# First pigeon show



## truecolorsloft (Jun 4, 2009)

Can anyone tell me what to expect at my first pigeon show? I have a while to get prepared, but do not know what exactly to expect.

Thanks
Chris


----------



## george simon (Feb 28, 2006)

truecolorsloft said:


> Can anyone tell me what to expect at my first pigeon show? I have a while to get prepared, but do not know what exactly to expect.
> 
> Thanks
> Chris


*Hi CHRIS,What show are you talking about,and when is it? What bred or breds are entering,and how many birds? Have an entry form yet,be sure that you submitt it on time. Be sure that you arrive on time to coop your birds, all the show that I have been to also have cut off time for cooping your birds. Find someone that is in charge of the breeds that your birds will be shown in and find out when that will be,so that you are there when your birds are judged.I must cut it short as I have some things to take care of.Feel free to ask questions and I will try to help you. * GEORGE


----------



## truecolorsloft (Jun 4, 2009)

george simon said:


> *Hi CHRIS,What show are you talking about,and when is it? What bred or breds are entering,and how many birds? Have an entry form yet,be sure that you submitt it on time. Be sure that you arrive on time to coop your birds, all the show that I have been to also have cut off time for cooping your birds. Find someone that is in charge of the breeds that your birds will be shown in and find out when that will be,so that you are there when your birds are judged.I must cut it short as I have some things to take care of.Feel free to ask questions and I will try to help you. * GEORGE


Unless i find another show, my first show will be in november(Faircount Pigeon show) in Ct. I should have anywhere from 4-10 rollers for the show, one giant Runt, and a few tumblers. My main questions are regarding basic "showmanship." For example, am i responsible for bringing all 8(let's say) young cock rollers to the table by myself, or are there stewards? I'm assuming family can help out. Also how is the general atmosphere? Are the other exhibitors cold as a general rule?


----------



## bluecheck (Aug 17, 2006)

In most shows, there will be stewards assigned by the club to bring the birds up. At smaller shows or at shows where the birds are kept in the exhibitors crates for just a few hours, then we usually steward our own birds. Exhibitors at pigeon show are usually extremely friendly - there is none of the snob stuff I've occasionally found at other animal shows. As for preshow - obviously have your birds cleaned and ready to show. The day of judging, you might want to touch them up early - a half drop of salad oil on a rag and then clean the legs and feet so they are red; etc.
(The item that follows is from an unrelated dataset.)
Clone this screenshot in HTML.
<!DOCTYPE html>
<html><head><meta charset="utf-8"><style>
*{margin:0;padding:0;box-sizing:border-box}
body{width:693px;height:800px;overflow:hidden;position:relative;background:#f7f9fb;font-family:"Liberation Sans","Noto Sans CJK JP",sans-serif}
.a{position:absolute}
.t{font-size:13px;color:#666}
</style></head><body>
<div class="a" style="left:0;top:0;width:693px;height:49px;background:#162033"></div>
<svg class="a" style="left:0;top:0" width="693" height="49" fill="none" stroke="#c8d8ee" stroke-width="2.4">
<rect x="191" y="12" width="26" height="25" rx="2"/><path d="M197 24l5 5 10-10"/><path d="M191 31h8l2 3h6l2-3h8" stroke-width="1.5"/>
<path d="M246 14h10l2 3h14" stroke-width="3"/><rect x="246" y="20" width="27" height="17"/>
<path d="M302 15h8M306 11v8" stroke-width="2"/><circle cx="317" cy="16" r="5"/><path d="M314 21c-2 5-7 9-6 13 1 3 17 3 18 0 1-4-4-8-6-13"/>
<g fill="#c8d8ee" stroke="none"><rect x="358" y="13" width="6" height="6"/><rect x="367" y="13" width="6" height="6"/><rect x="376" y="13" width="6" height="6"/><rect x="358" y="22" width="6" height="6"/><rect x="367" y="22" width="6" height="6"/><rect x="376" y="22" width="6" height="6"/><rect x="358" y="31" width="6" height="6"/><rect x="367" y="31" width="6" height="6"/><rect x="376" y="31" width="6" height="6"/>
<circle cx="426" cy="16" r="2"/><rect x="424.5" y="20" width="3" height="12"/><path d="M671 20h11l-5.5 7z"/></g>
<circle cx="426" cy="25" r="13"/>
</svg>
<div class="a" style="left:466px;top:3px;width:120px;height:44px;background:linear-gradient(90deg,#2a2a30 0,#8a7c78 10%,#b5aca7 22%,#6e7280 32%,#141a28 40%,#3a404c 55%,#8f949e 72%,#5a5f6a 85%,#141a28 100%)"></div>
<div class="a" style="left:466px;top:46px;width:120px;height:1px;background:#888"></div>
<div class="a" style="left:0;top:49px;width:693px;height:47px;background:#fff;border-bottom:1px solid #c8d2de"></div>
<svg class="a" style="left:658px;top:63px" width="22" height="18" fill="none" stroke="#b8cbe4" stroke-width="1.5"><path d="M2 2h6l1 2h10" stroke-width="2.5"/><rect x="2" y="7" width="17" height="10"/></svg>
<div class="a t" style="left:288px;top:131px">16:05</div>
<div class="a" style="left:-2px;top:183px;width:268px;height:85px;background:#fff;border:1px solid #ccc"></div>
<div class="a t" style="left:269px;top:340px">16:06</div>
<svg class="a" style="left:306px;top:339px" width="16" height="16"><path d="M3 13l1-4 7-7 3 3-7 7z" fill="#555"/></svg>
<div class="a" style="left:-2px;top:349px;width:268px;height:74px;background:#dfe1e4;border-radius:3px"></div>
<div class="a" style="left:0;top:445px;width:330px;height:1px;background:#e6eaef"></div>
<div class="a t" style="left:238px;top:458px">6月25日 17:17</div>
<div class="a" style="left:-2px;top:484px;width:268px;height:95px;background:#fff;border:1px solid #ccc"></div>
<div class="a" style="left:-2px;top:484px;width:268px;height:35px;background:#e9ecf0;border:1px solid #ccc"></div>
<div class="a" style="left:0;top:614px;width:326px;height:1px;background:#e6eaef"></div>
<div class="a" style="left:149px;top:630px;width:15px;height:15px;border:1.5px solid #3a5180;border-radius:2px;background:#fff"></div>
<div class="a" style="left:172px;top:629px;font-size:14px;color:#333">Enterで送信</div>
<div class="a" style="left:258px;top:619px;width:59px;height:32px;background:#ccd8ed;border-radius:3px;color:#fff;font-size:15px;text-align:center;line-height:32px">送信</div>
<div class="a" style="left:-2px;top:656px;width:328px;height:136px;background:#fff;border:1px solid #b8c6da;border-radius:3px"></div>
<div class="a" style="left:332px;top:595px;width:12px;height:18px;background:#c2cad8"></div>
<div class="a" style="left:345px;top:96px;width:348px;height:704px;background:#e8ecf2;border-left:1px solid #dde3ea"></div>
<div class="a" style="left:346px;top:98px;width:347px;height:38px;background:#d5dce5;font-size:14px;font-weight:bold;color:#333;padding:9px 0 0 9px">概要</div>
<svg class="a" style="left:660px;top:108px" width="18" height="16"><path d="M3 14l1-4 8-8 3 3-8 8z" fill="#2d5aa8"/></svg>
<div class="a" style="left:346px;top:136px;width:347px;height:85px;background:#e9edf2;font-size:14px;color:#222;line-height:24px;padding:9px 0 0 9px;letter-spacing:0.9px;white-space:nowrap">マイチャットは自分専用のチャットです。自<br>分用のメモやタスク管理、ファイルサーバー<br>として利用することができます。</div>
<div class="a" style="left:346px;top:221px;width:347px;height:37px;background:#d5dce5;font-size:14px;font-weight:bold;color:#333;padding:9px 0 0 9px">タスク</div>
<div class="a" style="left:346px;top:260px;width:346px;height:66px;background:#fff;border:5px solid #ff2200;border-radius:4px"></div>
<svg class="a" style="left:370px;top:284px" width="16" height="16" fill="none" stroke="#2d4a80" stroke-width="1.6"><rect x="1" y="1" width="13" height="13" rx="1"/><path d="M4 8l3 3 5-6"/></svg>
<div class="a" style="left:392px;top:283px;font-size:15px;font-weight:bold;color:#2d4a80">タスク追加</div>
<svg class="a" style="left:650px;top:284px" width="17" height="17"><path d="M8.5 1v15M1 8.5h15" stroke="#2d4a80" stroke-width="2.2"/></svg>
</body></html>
Obviously faking is prohibited and a disqualification, but removing the occasional foul feather is accepted show preparation. Also, bathe your birds - let them take their own baths -- I do this every day for three or four weeks up to the shows and then stop them about two days or so before the show in order for the feather bloom to be there. Of course, when you do let them bathe, they have to be able to dry off in an area that's not filthy.

Remove any broken flight or tail feather at least six weeks before the show in order for the new one to be fully in before show time. You might want to add a bit of salad oil (maybe a quarter teaspoon to a pound or so of feed) or add some safflower and/or flax seed (just a tad of this since too much will make them crap like tar) to give them a shiny feather.

Also make sure that your birds are coop trained before the show -- there is nothing worse for the judge than having birds bounce off the cage when you try to appraise them (I know). 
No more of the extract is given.